═══ Task inputs ═══

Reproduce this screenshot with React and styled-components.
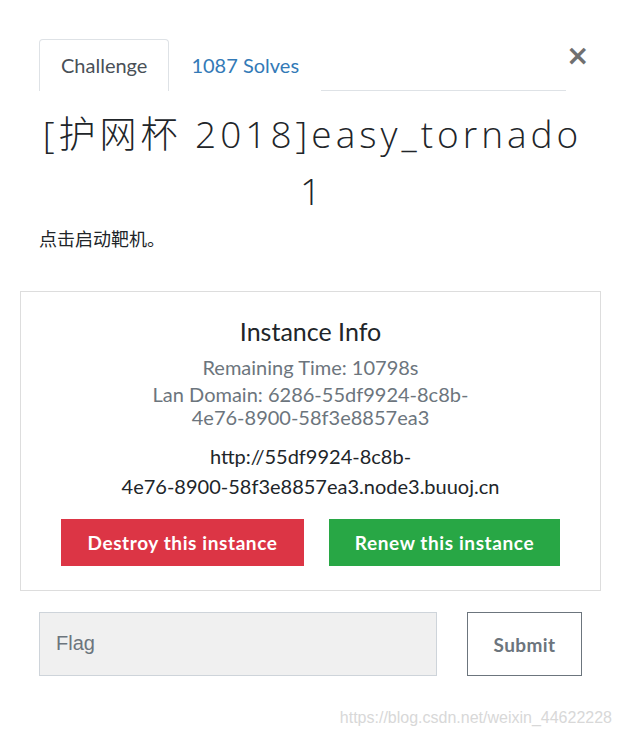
import React from "react";
import styled, { createGlobalStyle } from "styled-components";

const GlobalStyle = createGlobalStyle`
  body {
    margin: 0;
    background: #fff;
    font-family: Lato, "Noto Sans CJK SC", sans-serif;
    color: #212529;
  }
`;

const Page = styled.div`
  position: relative;
  width: 621px;
  height: 735px;
  box-sizing: border-box;
  padding: 39px 20px 0 20px;
  overflow: hidden;
`;

const Header = styled.div`
  display: flex;
  align-items: flex-start;
  padding: 0 19px;
`;

const Tabs = styled.div`
  display: flex;
  flex-shrink: 0;
  width: 527px;
  border-bottom: 1px solid #dee2e6;
`;

const Tab = styled.div`
  height: 52px;
  box-sizing: border-box;
  padding: 0 21px 2px;
  display: flex;
  align-items: center;
  font-size: 20px;
  color: ${(p) => (p.$active ? "#495057" : "#337ab7")};
  border: 1px solid ${(p) => (p.$active ? "#dee2e6" : "transparent")};
  border-bottom: none;
  border-radius: 4px 4px 0 0;
  background: #fff;
  margin-bottom: -1px;
`;

const Close = styled.div`
  margin-left: auto;
  margin-top: 3px;
  margin-right: 1px;
  font-size: 28px;
  line-height: 1;
  color: #707070;
  font-family: "DejaVu Sans", sans-serif;
  font-weight: bold;
`;

const Title = styled.h1`
  margin: 14px 0 0;
  text-align: center;
  font-family: "Open Sans", "Noto Sans CJK SC", sans-serif;
  font-weight: 300;
  font-size: 37px;
  line-height: 57px;
  letter-spacing: 4px;
  padding: 0 0 0 4px;
`;

const Desc = styled.p`
  margin: 6px 19px 0;
  font-size: 18px;
  font-family: "Noto Sans CJK SC", sans-serif;
`;

const InfoBox = styled.div`
  margin-top: 40px;
  border: 1px solid #dddddd;
  height: 300px;
  box-sizing: border-box;
  padding: 23px 40px 0;
  text-align: center;
`;

const InfoTitle = styled.h4`
  margin: 0;
  font-size: 25px;
  font-weight: 400;
  line-height: 32px;
`;

const Muted = styled.div`
  color: #6c757d;
  font-size: 20px;
  line-height: 23px;
  margin-top: ${(p) => p.$mt || 0}px;
`;

const Link = styled.div`
  margin-top: 12px;
  font-size: 20px;
  line-height: 30px;
  color: #212529;
`;

const Buttons = styled.div`
  display: flex;
  justify-content: space-between;
  margin-top: 18px;
`;

const ActionButton = styled.button`
  border: none;
  height: 47px;
  width: ${(p) => p.$w}px;
  background: ${(p) => p.$bg};
  color: #fff;
  font-family: Lato, sans-serif;
  font-weight: 700;
  font-size: 19px;
  letter-spacing: 0.6px;
`;

const FlagRow = styled.div`
  display: flex;
  justify-content: space-between;
  margin-top: 21px;
  padding: 0 19px;
`;

const FlagInput = styled.input`
  width: 398px;
  height: 64px;
  box-sizing: border-box;
  background: #f0f0f0;
  border: 1px solid #ced4da;
  padding: 0 16px 2px;
  font-family: "Liberation Sans", Arial, sans-serif;
  font-size: 20px;
  &::placeholder {
    color: #6c757d;
  }
`;

const SubmitButton = styled.button`
  width: 115px;
  height: 64px;
  background: #fff;
  border: 1px solid #6c757d;
  color: #6c757d;
  font-family: Lato, sans-serif;
  font-weight: 700;
  font-size: 19px;
  letter-spacing: 0.4px;
`;

const Watermark = styled.div`
  position: absolute;
  right: 9px;
  bottom: 8px;
  font-family: "Liberation Sans", Arial, sans-serif;
  font-size: 16px;
  color: #d8d8d8;
`;

export default function App() {
  return (
    <>
      <GlobalStyle />
      <Page>
        <Header>
          <Tabs>
            <Tab $active>Challenge</Tab>
            <Tab>1087 Solves</Tab>
          </Tabs>
          <Close>×</Close>
        </Header>
        <Title>
          [护网杯 2018]easy_tornado
          <br />1
        </Title>
        <Desc>点击启动靶机。</Desc>
        <InfoBox>
          <InfoTitle>Instance Info</InfoTitle>
          <Muted $mt={9}>Remaining Time: 10798s</Muted>
          <Muted $mt={4}>
            Lan Domain: 6286-55df9924-8c8b-
            <br />
            4e76-8900-58f3e8857ea3
          </Muted>
          <Link>
            http://55df9924-8c8b-
            <br />
            4e76-8900-58f3e8857ea3.node3.buuoj.cn
          </Link>
          <Buttons>
            <ActionButton $w={243} $bg="#dc3545">Destroy this instance</ActionButton>
            <ActionButton $w={231} $bg="#28a745">Renew this instance</ActionButton>
          </Buttons>
        </InfoBox>
        <FlagRow>
          <FlagInput placeholder="Flag" />
          <SubmitButton>Submit</SubmitButton>
        </FlagRow>
        <Watermark>https://blog.csdn.net/weixin_44622228</Watermark>
      </Page>
    </>
  );
}
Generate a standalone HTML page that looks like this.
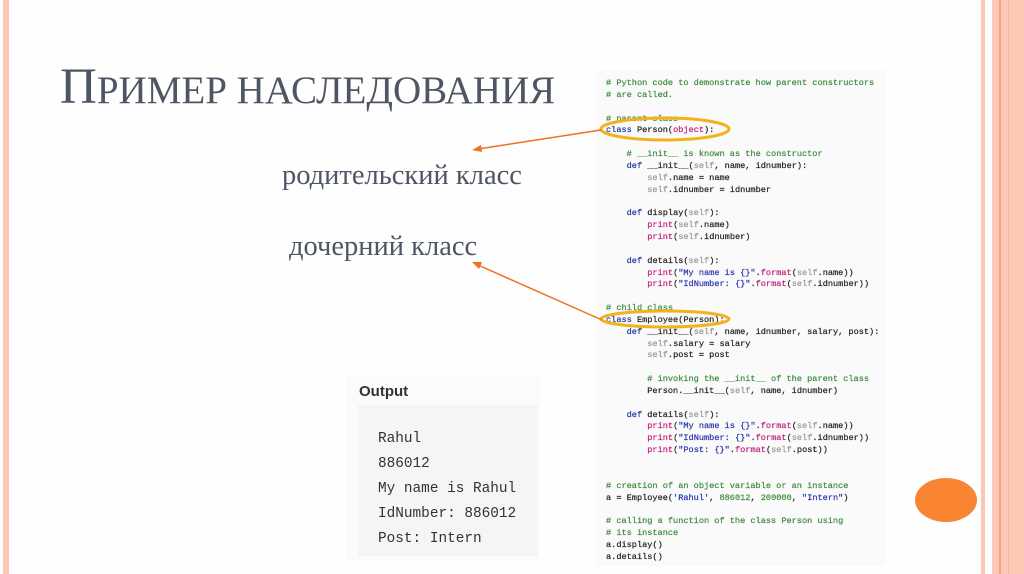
<!DOCTYPE html>
<html><head><meta charset="utf-8"><style>
html,body{margin:0;padding:0}
body{width:1024px;height:574px;position:relative;overflow:hidden;background:#fefefe;font-family:"Liberation Serif",serif}
.s{position:absolute;top:0;height:574px}
#title{position:absolute;left:60px;top:62px;color:#4f5663;white-space:nowrap;font-size:39px;line-height:50px}
#title .b{font-size:51px}
.sub{position:absolute;color:#4f5663;font-size:28.5px;white-space:nowrap}
#code{position:absolute;left:596px;top:70px;width:289px;height:496px;background:#fafafa}
#code pre{margin:0;position:absolute;left:10px;top:8px;font-family:"Liberation Mono",monospace;font-size:8.6px;line-height:11.85px;color:#222;-webkit-text-stroke:0.2px}
.c{color:#3d8b3d}.k{color:#1c3a9e}.p{color:#c2207f}.f{color:#999}.st{color:#2633b0}.n{color:#3d8b3d}
#outbox{position:absolute;left:346px;top:375px;width:194px;height:185px;background:#fbfbfb}
#outt{position:absolute;left:359px;top:383px;font-family:"Liberation Sans",sans-serif;font-weight:bold;font-size:15px;color:#333}
#outin{position:absolute;left:358px;top:405px;width:180px;height:151px;background:#f5f5f5}
#outin pre{margin:0;position:absolute;left:20px;top:22px;font-family:"Liberation Mono",monospace;font-size:14.4px;line-height:25px;color:#333}
</style></head><body>
<div class="s" style="left:3px;width:6px;background:#fcc7b4"></div>
<div class="s" style="left:981px;width:4px;background:#fcc7b4"></div>
<div class="s" style="left:992px;width:32px;background:#fdc8b5"></div>
<div class="s" style="left:999px;width:2px;background:#f8a583"></div>
<div class="s" style="left:1008px;width:1px;background:#fbb89f"></div>

<div id="title"><span class="b">П</span>РИМЕР НАСЛЕДОВАНИЯ</div>
<div class="sub" style="left:282px;top:160px">родительский класс</div>
<div class="sub" style="left:289px;top:231px">дочерний класс</div>

<div id="code"><pre><span class="c"># Python code to demonstrate how parent constructors
# are called.</span>

<span class="c"># parent class</span>
<span class="k">class</span> Person(<span class="p">object</span>):

    <span class="c"># __init__ is known as the constructor</span>
    <span class="k">def</span> __init__(<span class="f">self</span>, name, idnumber):
        <span class="f">self</span>.name = name
        <span class="f">self</span>.idnumber = idnumber

    <span class="k">def</span> display(<span class="f">self</span>):
        <span class="p">print</span>(<span class="f">self</span>.name)
        <span class="p">print</span>(<span class="f">self</span>.idnumber)

    <span class="k">def</span> details(<span class="f">self</span>):
        <span class="p">print</span>(<span class="st">"My name is {}"</span>.<span class="p">format</span>(<span class="f">self</span>.name))
        <span class="p">print</span>(<span class="st">"IdNumber: {}"</span>.<span class="p">format</span>(<span class="f">self</span>.idnumber))

<span class="c"># child class</span>
<span class="k">class</span> Employee(Person):
    <span class="k">def</span> __init__(<span class="f">self</span>, name, idnumber, salary, post):
        <span class="f">self</span>.salary = salary
        <span class="f">self</span>.post = post

        <span class="c"># invoking the __init__ of the parent class</span>
        Person.__init__(<span class="f">self</span>, name, idnumber)

    <span class="k">def</span> details(<span class="f">self</span>):
        <span class="p">print</span>(<span class="st">"My name is {}"</span>.<span class="p">format</span>(<span class="f">self</span>.name))
        <span class="p">print</span>(<span class="st">"IdNumber: {}"</span>.<span class="p">format</span>(<span class="f">self</span>.idnumber))
        <span class="p">print</span>(<span class="st">"Post: {}"</span>.<span class="p">format</span>(<span class="f">self</span>.post))


<span class="c"># creation of an object variable or an instance</span>
a = Employee(<span class="st">'Rahul'</span>, <span class="n">886012</span>, <span class="n">200000</span>, <span class="st">"Intern"</span>)

<span class="c"># calling a function of the class Person using
# its instance</span>
a.display()
a.details()</pre></div>

<div id="outbox"></div>
<div id="outt">Output</div>
<div id="outin"><pre>Rahul
886012
My name is Rahul
IdNumber: 886012
Post: Intern</pre></div>

<svg width="1024" height="574" style="position:absolute;left:0;top:0">
<ellipse cx="665" cy="129" rx="64" ry="11" fill="none" stroke="#f2b21c" stroke-width="3"/>
<ellipse cx="665" cy="319" rx="64" ry="8" fill="none" stroke="#f2b21c" stroke-width="3"/>
<line x1="601" y1="130" x2="478" y2="149" stroke="#f07020" stroke-width="1.5"/>
<polygon points="472,150 481,145 482,152" fill="#f07020"/>
<line x1="602" y1="320" x2="478" y2="265" stroke="#f07020" stroke-width="1.5"/>
<polygon points="472,262 482,262 479,269" fill="#f07020"/>
<ellipse cx="946" cy="500" rx="31" ry="22" fill="#f98431"/>
</svg>
</body></html>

═══

• _Instructions to follow_:
From the records above, how many lines include the word "this"? Only the number is wanted.

• _Result below_:
4